**Data lines**

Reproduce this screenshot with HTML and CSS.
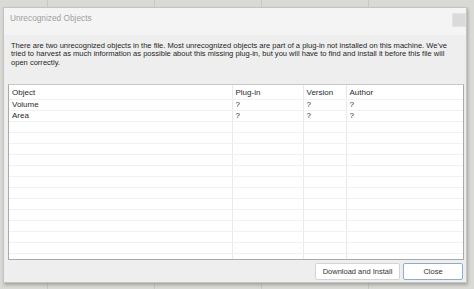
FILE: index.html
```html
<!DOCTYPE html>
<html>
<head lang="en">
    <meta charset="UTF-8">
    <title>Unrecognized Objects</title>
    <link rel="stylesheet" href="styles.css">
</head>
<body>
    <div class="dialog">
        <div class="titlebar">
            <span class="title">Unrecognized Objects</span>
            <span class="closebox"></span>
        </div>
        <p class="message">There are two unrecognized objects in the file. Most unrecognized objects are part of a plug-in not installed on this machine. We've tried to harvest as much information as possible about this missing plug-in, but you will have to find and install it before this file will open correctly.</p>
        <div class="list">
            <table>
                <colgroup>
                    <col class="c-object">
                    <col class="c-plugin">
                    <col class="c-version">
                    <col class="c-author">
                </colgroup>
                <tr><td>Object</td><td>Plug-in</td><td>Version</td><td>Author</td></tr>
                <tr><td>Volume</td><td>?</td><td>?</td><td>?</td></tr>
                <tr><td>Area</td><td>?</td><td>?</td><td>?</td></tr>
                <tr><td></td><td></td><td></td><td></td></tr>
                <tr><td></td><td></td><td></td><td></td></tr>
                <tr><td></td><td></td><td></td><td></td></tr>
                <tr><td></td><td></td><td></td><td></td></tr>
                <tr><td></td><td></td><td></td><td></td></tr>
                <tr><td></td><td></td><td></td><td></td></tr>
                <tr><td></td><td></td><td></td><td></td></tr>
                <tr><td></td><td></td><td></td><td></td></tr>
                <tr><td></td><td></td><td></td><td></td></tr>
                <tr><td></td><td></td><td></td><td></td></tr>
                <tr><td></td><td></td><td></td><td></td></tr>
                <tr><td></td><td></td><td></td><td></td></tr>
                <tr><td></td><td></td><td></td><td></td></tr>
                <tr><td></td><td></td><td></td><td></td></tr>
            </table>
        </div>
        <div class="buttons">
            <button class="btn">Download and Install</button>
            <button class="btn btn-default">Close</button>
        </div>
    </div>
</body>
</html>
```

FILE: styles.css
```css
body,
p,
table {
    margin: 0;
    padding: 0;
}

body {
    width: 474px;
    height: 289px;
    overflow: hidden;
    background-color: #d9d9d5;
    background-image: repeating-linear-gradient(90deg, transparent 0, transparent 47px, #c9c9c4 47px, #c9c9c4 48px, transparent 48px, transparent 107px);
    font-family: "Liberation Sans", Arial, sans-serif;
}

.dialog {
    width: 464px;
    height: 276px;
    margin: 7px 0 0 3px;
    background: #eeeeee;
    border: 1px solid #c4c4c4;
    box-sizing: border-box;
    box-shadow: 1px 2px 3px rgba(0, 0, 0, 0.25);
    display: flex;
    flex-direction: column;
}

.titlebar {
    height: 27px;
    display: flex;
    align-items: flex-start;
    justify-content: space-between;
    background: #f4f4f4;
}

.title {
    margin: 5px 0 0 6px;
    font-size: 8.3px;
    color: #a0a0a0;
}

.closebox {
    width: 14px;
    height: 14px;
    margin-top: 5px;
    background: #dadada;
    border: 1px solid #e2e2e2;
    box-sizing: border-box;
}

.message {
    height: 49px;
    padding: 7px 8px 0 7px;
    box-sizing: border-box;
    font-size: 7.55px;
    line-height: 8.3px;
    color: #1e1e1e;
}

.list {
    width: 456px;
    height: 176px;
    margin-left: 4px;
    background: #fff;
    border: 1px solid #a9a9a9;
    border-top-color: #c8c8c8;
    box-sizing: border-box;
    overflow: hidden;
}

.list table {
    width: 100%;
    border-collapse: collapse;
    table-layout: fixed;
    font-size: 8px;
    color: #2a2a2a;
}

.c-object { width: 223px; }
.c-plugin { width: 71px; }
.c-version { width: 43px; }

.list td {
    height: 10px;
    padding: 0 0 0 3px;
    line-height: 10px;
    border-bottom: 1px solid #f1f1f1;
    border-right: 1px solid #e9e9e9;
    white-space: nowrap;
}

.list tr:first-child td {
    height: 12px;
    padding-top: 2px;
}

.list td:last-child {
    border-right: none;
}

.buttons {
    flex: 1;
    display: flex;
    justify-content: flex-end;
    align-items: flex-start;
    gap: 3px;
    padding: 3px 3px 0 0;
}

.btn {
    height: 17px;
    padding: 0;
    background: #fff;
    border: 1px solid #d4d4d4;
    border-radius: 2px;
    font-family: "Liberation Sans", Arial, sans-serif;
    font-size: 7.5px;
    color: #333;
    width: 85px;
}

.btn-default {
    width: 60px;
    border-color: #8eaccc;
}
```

**Aim of the exercise**
Quote the data exactly, leaving every image out of the copy.

**The completed task**
Reproduce this screenshot with HTML and CSS.
FILE: index.html
```html
<!DOCTYPE html>
<html>
<head lang="en">
    <meta charset="UTF-8">
    <title>Unrecognized Objects</title>
    <link rel="stylesheet" href="styles.css">
</head>
<body>
    <div class="dialog">
        <div class="titlebar">
            <span class="title">Unrecognized Objects</span>
            <span class="closebox"></span>
        </div>
        <p class="message">There are two unrecognized objects in the file. Most unrecognized objects are part of a plug-in not installed on this machine. We've tried to harvest as much information as possible about this missing plug-in, but you will have to find and install it before this file will open correctly.</p>
        <div class="list">
            <table>
                <colgroup>
                    <col class="c-object">
                    <col class="c-plugin">
                    <col class="c-version">
                    <col class="c-author">
                </colgroup>
                <tr><td>Object</td><td>Plug-in</td><td>Version</td><td>Author</td></tr>
                <tr><td>Volume</td><td>?</td><td>?</td><td>?</td></tr>
                <tr><td>Area</td><td>?</td><td>?</td><td>?</td></tr>
                <tr><td></td><td></td><td></td><td></td></tr>
                <tr><td></td><td></td><td></td><td></td></tr>
                <tr><td></td><td></td><td></td><td></td></tr>
                <tr><td></td><td></td><td></td><td></td></tr>
                <tr><td></td><td></td><td></td><td></td></tr>
                <tr><td></td><td></td><td></td><td></td></tr>
                <tr><td></td><td></td><td></td><td></td></tr>
                <tr><td></td><td></td><td></td><td></td></tr>
                <tr><td></td><td></td><td></td><td></td></tr>
                <tr><td></td><td></td><td></td><td></td></tr>
                <tr><td></td><td></td><td></td><td></td></tr>
                <tr><td></td><td></td><td></td><td></td></tr>
                <tr><td></td><td></td><td></td><td></td></tr>
                <tr><td></td><td></td><td></td><td></td></tr>
            </table>
        </div>
        <div class="buttons">
            <button class="btn">Download and Install</button>
            <button class="btn btn-default">Close</button>
        </div>
    </div>
</body>
</html>
```

FILE: styles.css
```css
body,
p,
table {
    margin: 0;
    padding: 0;
}

body {
    width: 474px;
    height: 289px;
    overflow: hidden;
    background-color: #d9d9d5;
    background-image: repeating-linear-gradient(90deg, transparent 0, transparent 47px, #c9c9c4 47px, #c9c9c4 48px, transparent 48px, transparent 107px);
    font-family: "Liberation Sans", Arial, sans-serif;
}

.dialog {
    width: 464px;
    height: 276px;
    margin: 7px 0 0 3px;
    background: #eeeeee;
    border: 1px solid #c4c4c4;
    box-sizing: border-box;
    box-shadow: 1px 2px 3px rgba(0, 0, 0, 0.25);
    display: flex;
    flex-direction: column;
}

.titlebar {
    height: 27px;
    display: flex;
    align-items: flex-start;
    justify-content: space-between;
    background: #f4f4f4;
}

.title {
    margin: 5px 0 0 6px;
    font-size: 8.3px;
    color: #a0a0a0;
}

.closebox {
    width: 14px;
    height: 14px;
    margin-top: 5px;
    background: #dadada;
    border: 1px solid #e2e2e2;
    box-sizing: border-box;
}

.message {
    height: 49px;
    padding: 7px 8px 0 7px;
    box-sizing: border-box;
    font-size: 7.55px;
    line-height: 8.3px;
    color: #1e1e1e;
}

.list {
    width: 456px;
    height: 176px;
    margin-left: 4px;
    background: #fff;
    border: 1px solid #a9a9a9;
    border-top-color: #c8c8c8;
    box-sizing: border-box;
    overflow: hidden;
}

.list table {
    width: 100%;
    border-collapse: collapse;
    table-layout: fixed;
    font-size: 8px;
    color: #2a2a2a;
}

.c-object { width: 223px; }
.c-plugin { width: 71px; }
.c-version { width: 43px; }

.list td {
    height: 10px;
    padding: 0 0 0 3px;
    line-height: 10px;
    border-bottom: 1px solid #f1f1f1;
    border-right: 1px solid #e9e9e9;
    white-space: nowrap;
}

.list tr:first-child td {
    height: 12px;
    padding-top: 2px;
}

.list td:last-child {
    border-right: none;
}

.buttons {
    flex: 1;
    display: flex;
    justify-content: flex-end;
    align-items: flex-start;
    gap: 3px;
    padding: 3px 3px 0 0;
}

.btn {
    height: 17px;
    padding: 0;
    background: #fff;
    border: 1px solid #d4d4d4;
    border-radius: 2px;
    font-family: "Liberation Sans", Arial, sans-serif;
    font-size: 7.5px;
    color: #333;
    width: 85px;
}

.btn-default {
    width: 60px;
    border-color: #8eaccc;
}
```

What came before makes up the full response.